Since associations haven’t been able to hold unit owner meetings, they won’t be able to get approval for the project loans and if they can’t get the loans, they can’t do the work.
Therefore, Engblom said he believes many associations are going to have excess funds this year due to the Coronavirus Pandemic leading to these amenity closures and pushed off projects.
So, what happens to operating budget surpluses?
According to Engblom, an association’s annual budget should operate at zero — that is, that there shouldn’t be a profit or loss.
In fact, he noted that in the past many associations who have found themselves spending more than allotted for in their operating budgets have taken from their reserve funds in order to balance out their operating budgets.
Because laws vary by state, some associations may not be able to do this, but those who do rarely pay the reserves back, Engblom explained.
“In the event that the association makes a profit, they have one of two choices: they can refund the money to the unit owners or they can adopt a resolution to put the excess funds in reserves for next year,” said Engblom.
Although many residents may be upset and want a refund, especially with amenities such as pools, fitness centers, tennis courts and playgrounds closed until further notice, Engblom believes it is in the association’s best interest to opt for the second choice.
“One reason,” Engblom said, “it doesn’t make sense to refund the money because it is unknown what could happen next year that would require the association to need those excess reserves.”
He noted that associations can choose to lower the next year’s assessments or not to increase them, but doesn’t think many will do so for the same reason they most likely won’t give a refund.
Another reason Engblom believes residents won’t be given their money back for amenity closures has to do with insurance.
Chances are that if an association decides that its pool will remain out of operation for the duration of the summer, residents may request a rebate for the portion of the assessment that goes toward running the pool.
“In this case, if the association does not issue a refund and a unit owner sues the association for paying for a common element that wasn’t open, the board has insurance coverage to deal with such a situation,” Engblom explained.

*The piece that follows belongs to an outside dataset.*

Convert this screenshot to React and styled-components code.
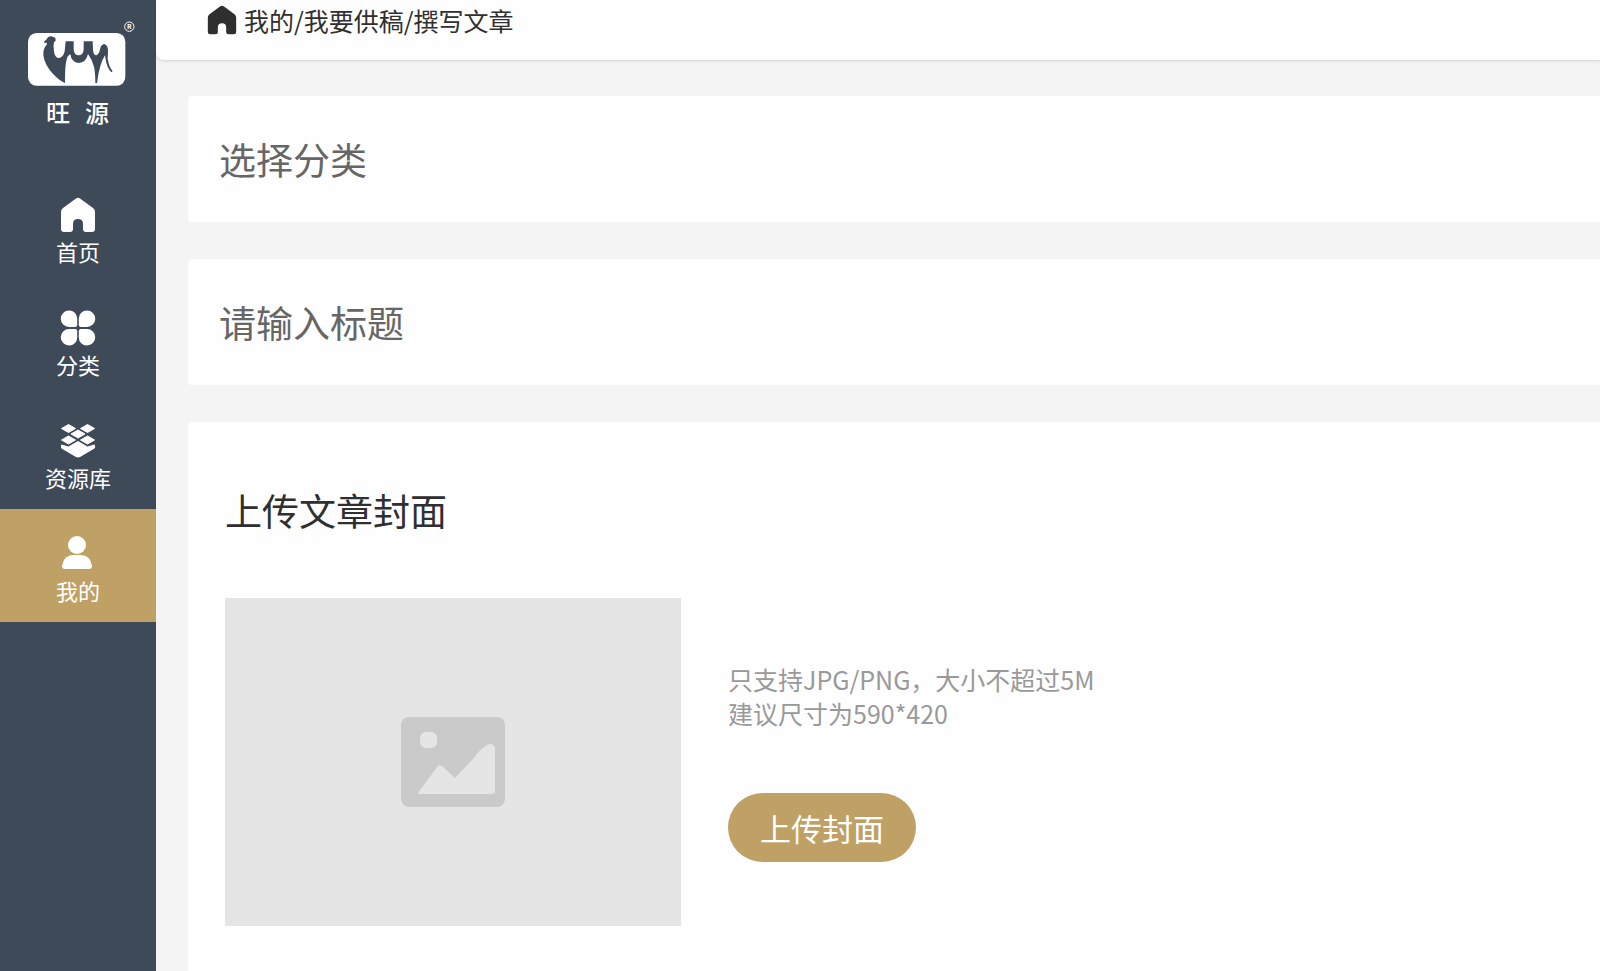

“On the other hand, if an association decides to open its pool and a resident contracts coronavirus as a result of doing so, the [association] does not have insurance to cover a suit over someone contracting the virus,” he said.
Engblom believes that many associations will find themselves with excess funds this year because of the pandemic-related closures and postponed projects and noted that this can actually help those associations who were in the position of being underfunded.

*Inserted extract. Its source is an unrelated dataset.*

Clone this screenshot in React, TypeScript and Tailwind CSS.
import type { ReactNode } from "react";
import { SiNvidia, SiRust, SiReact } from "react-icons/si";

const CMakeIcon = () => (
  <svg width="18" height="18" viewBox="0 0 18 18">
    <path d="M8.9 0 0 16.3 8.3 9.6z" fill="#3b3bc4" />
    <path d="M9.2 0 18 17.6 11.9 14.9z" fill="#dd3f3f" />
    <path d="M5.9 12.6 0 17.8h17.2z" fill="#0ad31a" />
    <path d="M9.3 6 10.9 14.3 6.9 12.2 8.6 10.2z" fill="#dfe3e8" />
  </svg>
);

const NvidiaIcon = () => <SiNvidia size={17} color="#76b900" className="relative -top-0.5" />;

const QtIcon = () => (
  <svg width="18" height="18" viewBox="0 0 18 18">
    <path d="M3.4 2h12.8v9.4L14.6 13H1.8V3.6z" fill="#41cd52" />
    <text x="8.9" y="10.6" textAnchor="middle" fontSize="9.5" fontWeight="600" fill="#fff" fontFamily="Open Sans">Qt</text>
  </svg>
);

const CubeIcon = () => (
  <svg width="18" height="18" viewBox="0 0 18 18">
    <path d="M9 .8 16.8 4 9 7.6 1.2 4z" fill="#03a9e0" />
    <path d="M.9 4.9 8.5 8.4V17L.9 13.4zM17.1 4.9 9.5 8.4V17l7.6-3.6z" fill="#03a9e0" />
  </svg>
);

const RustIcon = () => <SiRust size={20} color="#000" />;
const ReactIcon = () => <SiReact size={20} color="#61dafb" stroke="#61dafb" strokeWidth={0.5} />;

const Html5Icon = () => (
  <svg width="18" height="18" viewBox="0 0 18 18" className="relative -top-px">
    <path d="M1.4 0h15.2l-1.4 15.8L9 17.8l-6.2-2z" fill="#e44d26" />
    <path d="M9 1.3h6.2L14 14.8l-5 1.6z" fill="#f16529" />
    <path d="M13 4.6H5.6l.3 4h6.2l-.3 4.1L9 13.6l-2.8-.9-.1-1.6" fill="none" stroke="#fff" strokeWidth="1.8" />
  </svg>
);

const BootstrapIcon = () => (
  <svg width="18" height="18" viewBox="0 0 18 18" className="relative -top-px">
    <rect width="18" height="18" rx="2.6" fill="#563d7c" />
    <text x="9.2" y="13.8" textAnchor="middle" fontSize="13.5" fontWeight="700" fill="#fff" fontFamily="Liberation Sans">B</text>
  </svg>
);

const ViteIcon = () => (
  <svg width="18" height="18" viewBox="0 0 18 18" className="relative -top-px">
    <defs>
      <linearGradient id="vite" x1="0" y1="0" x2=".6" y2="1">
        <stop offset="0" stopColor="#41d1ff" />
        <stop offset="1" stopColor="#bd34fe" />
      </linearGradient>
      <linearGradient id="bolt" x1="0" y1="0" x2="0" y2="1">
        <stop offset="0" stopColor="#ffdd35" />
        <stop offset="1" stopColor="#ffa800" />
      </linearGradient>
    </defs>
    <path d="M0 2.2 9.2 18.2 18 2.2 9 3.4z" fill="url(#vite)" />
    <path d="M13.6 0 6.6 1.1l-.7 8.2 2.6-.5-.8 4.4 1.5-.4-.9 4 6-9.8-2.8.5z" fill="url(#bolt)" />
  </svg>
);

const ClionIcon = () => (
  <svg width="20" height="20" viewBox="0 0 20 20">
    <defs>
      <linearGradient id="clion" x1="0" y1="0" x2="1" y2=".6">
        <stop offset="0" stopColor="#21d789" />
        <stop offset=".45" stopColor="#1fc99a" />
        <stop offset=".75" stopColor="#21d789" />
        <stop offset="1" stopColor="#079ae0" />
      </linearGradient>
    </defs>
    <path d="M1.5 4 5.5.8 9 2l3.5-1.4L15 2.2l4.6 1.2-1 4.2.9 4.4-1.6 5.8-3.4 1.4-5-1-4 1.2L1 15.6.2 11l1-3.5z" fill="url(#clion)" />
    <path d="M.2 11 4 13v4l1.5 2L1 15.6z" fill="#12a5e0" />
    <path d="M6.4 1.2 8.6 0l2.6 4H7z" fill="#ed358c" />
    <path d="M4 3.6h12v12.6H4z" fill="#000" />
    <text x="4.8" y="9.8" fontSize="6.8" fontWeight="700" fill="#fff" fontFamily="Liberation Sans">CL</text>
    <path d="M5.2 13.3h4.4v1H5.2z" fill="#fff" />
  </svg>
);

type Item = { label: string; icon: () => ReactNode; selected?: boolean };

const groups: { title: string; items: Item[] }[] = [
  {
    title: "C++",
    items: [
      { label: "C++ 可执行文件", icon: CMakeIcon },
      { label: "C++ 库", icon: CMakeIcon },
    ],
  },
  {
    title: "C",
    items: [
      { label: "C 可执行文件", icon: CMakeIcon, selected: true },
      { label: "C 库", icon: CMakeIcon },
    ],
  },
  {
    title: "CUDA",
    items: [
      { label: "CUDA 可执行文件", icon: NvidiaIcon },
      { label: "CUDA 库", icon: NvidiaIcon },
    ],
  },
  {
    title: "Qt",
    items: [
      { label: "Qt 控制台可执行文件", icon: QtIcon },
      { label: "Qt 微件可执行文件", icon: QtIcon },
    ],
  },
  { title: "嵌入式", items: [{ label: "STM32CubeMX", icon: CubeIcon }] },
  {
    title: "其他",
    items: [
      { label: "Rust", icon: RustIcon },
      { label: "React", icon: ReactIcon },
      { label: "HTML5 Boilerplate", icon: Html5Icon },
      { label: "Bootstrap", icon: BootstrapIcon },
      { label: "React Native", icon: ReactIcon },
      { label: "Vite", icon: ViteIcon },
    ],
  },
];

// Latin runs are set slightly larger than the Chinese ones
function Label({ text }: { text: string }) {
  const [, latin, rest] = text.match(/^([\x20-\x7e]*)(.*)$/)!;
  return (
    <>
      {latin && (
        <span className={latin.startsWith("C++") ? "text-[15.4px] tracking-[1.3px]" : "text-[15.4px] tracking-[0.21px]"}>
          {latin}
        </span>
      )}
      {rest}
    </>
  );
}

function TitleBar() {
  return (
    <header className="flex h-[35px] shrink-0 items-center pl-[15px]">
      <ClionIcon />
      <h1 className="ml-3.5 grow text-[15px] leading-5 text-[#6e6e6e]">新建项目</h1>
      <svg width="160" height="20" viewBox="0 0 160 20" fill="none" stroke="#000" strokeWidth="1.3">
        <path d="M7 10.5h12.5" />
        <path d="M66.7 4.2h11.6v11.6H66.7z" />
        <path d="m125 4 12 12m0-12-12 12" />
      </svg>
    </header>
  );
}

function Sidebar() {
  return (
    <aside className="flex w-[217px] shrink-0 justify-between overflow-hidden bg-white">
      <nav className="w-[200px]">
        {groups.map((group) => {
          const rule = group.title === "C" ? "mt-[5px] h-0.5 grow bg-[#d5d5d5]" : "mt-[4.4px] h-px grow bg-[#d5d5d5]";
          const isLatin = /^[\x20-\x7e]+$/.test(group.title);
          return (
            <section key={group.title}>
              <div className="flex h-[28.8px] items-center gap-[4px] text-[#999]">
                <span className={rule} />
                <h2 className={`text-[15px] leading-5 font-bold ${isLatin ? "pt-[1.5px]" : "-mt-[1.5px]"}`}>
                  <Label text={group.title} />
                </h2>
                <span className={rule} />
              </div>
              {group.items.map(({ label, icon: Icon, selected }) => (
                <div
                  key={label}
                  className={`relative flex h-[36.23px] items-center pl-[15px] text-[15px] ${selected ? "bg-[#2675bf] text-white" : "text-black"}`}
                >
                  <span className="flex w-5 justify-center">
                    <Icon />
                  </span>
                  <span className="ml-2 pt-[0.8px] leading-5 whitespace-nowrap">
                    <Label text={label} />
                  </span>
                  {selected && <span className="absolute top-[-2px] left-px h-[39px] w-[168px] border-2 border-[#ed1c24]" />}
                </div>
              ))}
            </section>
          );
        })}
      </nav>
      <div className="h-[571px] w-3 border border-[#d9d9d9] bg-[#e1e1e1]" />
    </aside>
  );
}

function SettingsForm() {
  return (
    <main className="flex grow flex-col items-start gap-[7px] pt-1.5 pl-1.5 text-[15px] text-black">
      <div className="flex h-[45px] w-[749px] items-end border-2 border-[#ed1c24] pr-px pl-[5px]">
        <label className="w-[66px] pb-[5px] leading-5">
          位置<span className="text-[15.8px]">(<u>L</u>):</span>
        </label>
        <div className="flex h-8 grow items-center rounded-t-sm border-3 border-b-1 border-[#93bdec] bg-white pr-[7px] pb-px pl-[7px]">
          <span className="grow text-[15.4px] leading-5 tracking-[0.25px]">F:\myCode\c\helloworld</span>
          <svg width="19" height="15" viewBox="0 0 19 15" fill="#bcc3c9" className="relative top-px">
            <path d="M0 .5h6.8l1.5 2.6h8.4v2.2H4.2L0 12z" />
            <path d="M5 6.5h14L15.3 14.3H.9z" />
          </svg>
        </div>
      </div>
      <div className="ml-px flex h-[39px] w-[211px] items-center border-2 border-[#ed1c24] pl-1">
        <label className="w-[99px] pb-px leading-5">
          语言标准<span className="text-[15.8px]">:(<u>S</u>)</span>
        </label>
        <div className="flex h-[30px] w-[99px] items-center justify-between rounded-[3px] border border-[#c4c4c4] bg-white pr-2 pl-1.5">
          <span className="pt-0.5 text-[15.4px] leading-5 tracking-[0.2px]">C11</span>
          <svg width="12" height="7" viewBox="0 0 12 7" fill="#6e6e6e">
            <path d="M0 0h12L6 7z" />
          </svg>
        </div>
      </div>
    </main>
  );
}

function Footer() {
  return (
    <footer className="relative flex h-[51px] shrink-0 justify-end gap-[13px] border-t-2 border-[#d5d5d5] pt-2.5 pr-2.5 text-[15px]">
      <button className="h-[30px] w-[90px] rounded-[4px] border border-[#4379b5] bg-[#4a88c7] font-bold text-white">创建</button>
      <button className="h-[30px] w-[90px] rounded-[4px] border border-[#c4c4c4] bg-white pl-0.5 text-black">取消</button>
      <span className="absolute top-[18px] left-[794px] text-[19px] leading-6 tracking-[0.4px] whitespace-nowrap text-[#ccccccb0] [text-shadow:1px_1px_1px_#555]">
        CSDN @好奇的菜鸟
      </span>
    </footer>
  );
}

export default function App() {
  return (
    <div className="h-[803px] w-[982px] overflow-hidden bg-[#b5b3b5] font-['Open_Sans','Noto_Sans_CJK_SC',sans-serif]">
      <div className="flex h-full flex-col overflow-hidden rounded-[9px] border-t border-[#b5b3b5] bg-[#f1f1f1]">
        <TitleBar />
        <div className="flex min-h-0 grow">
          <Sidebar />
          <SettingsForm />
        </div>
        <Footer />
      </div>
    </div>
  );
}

When associations do find themselves with excess funds, Engblom suggests they ensure that their money is properly protected. He explained that as the FDIC protection limit is $250,000, associations should prepare to put funds in excess of that amount in accounts that would cover them. Engblom explained that there are two national programs, CDARS (Certificate of Deposit Account Registry Service) and ICS (Insured Cash Sweep) that can help associations manage funds in excess of $250,000 while still obtaining FDIC insurance through various types of accounts.